>>>>>
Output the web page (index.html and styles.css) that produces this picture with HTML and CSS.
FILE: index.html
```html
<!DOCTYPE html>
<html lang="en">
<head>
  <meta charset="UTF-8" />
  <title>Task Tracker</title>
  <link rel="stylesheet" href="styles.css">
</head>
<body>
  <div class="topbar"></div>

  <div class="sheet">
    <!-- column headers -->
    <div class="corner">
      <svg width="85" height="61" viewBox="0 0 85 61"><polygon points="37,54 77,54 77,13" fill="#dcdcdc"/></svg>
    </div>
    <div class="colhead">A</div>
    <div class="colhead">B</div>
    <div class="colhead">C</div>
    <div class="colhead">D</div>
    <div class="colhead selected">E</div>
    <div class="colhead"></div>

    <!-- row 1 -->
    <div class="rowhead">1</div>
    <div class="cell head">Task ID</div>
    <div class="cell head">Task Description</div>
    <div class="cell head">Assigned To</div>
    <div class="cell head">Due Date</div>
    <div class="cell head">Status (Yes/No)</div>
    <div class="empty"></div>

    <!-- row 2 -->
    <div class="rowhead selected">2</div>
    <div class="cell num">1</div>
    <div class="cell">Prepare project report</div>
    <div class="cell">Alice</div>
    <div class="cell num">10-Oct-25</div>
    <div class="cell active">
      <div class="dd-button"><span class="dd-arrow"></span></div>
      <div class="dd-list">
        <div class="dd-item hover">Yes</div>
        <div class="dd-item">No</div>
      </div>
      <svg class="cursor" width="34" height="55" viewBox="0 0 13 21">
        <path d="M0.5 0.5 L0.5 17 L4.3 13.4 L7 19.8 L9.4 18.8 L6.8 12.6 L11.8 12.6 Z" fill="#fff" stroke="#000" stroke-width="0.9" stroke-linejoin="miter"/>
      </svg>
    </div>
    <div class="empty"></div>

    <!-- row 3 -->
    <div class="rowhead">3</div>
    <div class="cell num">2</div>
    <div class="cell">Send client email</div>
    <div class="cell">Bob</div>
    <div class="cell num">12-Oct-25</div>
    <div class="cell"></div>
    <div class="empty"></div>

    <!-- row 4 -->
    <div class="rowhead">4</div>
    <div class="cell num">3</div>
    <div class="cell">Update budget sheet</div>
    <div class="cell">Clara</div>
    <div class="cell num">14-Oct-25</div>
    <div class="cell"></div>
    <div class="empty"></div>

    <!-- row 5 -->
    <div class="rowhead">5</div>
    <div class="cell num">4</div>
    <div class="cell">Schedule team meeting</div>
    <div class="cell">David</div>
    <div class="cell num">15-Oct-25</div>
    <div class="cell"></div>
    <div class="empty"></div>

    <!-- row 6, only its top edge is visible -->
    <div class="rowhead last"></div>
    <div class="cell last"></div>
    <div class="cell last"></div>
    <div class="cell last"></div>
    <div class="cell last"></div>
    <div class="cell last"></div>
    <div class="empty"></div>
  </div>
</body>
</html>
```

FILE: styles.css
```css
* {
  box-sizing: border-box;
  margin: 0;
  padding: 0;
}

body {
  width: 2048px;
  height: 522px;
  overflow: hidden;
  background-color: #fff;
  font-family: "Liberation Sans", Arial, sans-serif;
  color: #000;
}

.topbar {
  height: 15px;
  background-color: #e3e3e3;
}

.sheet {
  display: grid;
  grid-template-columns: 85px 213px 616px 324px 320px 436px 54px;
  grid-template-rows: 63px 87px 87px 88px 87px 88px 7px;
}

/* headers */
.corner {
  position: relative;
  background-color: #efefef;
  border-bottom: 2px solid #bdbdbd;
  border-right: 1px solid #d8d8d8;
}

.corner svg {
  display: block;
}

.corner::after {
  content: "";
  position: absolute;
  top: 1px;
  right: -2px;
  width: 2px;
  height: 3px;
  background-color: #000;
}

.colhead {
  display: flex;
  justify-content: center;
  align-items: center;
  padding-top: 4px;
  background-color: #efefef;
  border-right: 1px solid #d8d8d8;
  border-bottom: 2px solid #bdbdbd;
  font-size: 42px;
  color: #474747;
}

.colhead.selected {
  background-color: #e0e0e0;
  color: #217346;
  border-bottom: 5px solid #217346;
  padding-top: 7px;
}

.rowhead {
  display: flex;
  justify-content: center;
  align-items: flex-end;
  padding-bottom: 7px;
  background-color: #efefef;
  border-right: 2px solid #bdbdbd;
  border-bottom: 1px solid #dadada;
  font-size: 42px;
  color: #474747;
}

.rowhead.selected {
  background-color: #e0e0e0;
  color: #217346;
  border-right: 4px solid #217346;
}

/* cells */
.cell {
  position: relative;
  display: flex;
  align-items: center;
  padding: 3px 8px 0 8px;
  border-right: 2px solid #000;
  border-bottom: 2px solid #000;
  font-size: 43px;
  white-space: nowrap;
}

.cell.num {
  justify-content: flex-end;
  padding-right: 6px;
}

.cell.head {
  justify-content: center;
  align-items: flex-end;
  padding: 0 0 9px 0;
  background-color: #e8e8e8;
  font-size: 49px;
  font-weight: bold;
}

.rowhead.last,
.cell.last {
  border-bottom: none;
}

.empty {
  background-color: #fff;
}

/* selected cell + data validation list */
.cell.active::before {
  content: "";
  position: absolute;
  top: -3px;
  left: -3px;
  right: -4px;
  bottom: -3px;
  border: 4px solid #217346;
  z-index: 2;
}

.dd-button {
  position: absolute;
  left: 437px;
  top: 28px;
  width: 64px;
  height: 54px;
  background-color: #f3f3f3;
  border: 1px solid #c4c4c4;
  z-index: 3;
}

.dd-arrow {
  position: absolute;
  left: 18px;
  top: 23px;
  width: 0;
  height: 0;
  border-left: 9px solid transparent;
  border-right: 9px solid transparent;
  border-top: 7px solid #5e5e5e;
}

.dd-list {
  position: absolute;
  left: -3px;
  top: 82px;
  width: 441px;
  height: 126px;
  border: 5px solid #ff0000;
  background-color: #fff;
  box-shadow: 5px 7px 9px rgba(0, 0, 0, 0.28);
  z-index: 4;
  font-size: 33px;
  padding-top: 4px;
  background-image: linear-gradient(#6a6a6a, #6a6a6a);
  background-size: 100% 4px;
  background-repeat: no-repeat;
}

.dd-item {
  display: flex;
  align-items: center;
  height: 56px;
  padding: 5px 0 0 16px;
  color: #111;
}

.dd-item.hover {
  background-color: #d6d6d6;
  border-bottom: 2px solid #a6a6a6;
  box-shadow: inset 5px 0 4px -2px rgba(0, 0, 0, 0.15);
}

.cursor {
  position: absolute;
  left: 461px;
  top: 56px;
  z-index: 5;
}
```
<<<<<
>>>>>
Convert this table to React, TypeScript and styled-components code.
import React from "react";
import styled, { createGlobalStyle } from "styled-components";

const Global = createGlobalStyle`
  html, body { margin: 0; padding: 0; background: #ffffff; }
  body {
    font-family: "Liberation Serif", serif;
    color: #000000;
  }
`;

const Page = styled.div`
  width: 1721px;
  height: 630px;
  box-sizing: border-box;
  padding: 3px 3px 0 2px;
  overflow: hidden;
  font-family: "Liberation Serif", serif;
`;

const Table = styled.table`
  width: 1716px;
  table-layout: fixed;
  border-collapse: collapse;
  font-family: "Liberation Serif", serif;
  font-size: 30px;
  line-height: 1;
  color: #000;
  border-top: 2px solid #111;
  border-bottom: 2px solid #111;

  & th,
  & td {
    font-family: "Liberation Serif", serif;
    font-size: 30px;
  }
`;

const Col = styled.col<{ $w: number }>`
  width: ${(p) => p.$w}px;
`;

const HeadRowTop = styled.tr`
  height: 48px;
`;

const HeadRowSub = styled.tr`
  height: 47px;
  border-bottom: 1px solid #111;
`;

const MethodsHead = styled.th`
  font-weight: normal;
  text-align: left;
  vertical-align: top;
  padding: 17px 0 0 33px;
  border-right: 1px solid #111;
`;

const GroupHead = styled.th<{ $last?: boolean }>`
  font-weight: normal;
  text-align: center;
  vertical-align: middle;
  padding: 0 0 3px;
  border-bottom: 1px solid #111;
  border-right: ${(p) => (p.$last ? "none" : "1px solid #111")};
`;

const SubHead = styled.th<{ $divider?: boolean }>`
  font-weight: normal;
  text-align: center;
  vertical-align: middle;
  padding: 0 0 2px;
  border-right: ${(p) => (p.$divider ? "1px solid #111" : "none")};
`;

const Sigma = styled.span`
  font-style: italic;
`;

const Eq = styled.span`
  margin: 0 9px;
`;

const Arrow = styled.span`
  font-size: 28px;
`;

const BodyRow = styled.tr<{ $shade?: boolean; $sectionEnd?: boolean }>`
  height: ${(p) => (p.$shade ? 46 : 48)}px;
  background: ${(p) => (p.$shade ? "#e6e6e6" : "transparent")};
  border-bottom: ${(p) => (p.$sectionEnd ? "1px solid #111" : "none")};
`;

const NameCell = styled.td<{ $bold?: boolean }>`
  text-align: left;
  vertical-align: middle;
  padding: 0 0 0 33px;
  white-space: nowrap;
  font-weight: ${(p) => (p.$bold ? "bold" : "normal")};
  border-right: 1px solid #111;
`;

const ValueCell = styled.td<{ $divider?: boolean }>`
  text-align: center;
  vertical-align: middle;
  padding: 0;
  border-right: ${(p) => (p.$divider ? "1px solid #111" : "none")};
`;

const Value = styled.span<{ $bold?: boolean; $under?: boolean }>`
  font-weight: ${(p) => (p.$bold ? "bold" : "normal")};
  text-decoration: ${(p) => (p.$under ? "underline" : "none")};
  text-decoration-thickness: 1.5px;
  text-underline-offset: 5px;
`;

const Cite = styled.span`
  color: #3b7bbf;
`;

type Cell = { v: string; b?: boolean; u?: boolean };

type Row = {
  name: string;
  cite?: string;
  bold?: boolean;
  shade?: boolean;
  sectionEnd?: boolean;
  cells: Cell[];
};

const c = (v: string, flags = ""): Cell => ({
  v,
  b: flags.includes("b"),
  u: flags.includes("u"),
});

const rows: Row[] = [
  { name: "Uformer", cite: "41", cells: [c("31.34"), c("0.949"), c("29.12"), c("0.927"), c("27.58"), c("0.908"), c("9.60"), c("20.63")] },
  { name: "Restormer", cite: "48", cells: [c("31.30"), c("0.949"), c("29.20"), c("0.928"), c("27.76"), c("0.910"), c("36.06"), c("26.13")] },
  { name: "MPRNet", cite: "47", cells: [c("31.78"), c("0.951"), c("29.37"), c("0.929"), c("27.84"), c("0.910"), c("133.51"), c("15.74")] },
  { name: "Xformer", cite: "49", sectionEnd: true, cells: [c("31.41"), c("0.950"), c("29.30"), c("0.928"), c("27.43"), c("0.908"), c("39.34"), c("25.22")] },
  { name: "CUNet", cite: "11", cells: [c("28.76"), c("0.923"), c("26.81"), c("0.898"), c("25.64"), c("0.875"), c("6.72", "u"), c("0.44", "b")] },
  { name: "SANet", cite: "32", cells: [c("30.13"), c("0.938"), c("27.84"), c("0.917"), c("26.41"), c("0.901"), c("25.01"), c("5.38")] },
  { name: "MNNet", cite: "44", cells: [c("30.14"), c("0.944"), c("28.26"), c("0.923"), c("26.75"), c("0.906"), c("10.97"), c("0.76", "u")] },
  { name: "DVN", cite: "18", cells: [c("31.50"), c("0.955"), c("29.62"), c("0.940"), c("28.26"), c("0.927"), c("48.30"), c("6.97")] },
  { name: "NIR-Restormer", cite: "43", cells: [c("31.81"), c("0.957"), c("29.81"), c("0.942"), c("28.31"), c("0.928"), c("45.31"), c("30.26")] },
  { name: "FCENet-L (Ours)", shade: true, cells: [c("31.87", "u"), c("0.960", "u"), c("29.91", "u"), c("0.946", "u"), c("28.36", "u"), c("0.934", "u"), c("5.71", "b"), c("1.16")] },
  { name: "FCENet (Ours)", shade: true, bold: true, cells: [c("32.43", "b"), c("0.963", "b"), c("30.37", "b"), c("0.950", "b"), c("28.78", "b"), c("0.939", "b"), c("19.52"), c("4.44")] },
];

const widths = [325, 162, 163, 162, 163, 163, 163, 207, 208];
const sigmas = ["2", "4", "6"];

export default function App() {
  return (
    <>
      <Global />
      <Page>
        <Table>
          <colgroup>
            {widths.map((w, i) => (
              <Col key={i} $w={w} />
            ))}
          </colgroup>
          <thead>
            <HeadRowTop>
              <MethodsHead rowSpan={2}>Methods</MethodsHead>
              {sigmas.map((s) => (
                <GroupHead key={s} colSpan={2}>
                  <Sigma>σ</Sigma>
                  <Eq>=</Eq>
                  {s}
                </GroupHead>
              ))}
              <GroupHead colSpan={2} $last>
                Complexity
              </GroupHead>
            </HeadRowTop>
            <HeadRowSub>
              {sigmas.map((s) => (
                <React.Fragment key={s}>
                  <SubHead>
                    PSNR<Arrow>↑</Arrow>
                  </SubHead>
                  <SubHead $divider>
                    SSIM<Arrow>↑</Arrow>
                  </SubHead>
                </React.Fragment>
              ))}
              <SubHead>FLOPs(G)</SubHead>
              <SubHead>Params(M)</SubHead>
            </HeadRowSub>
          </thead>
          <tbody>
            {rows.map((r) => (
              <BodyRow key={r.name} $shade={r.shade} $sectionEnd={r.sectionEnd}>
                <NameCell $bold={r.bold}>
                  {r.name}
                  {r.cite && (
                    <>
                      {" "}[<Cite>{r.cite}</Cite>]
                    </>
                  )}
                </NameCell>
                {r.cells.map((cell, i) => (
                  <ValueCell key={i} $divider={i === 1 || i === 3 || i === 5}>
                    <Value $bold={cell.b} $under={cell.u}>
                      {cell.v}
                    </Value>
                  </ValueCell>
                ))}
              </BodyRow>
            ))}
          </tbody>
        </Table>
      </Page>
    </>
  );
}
<<<<<
Requirement:
Scan the listing above. Gather each line that contains the word "React".

Written response:
Convert this table to React, TypeScript and styled-components code.
import React from "react";
                <React.Fragment key={s}>
                </React.Fragment>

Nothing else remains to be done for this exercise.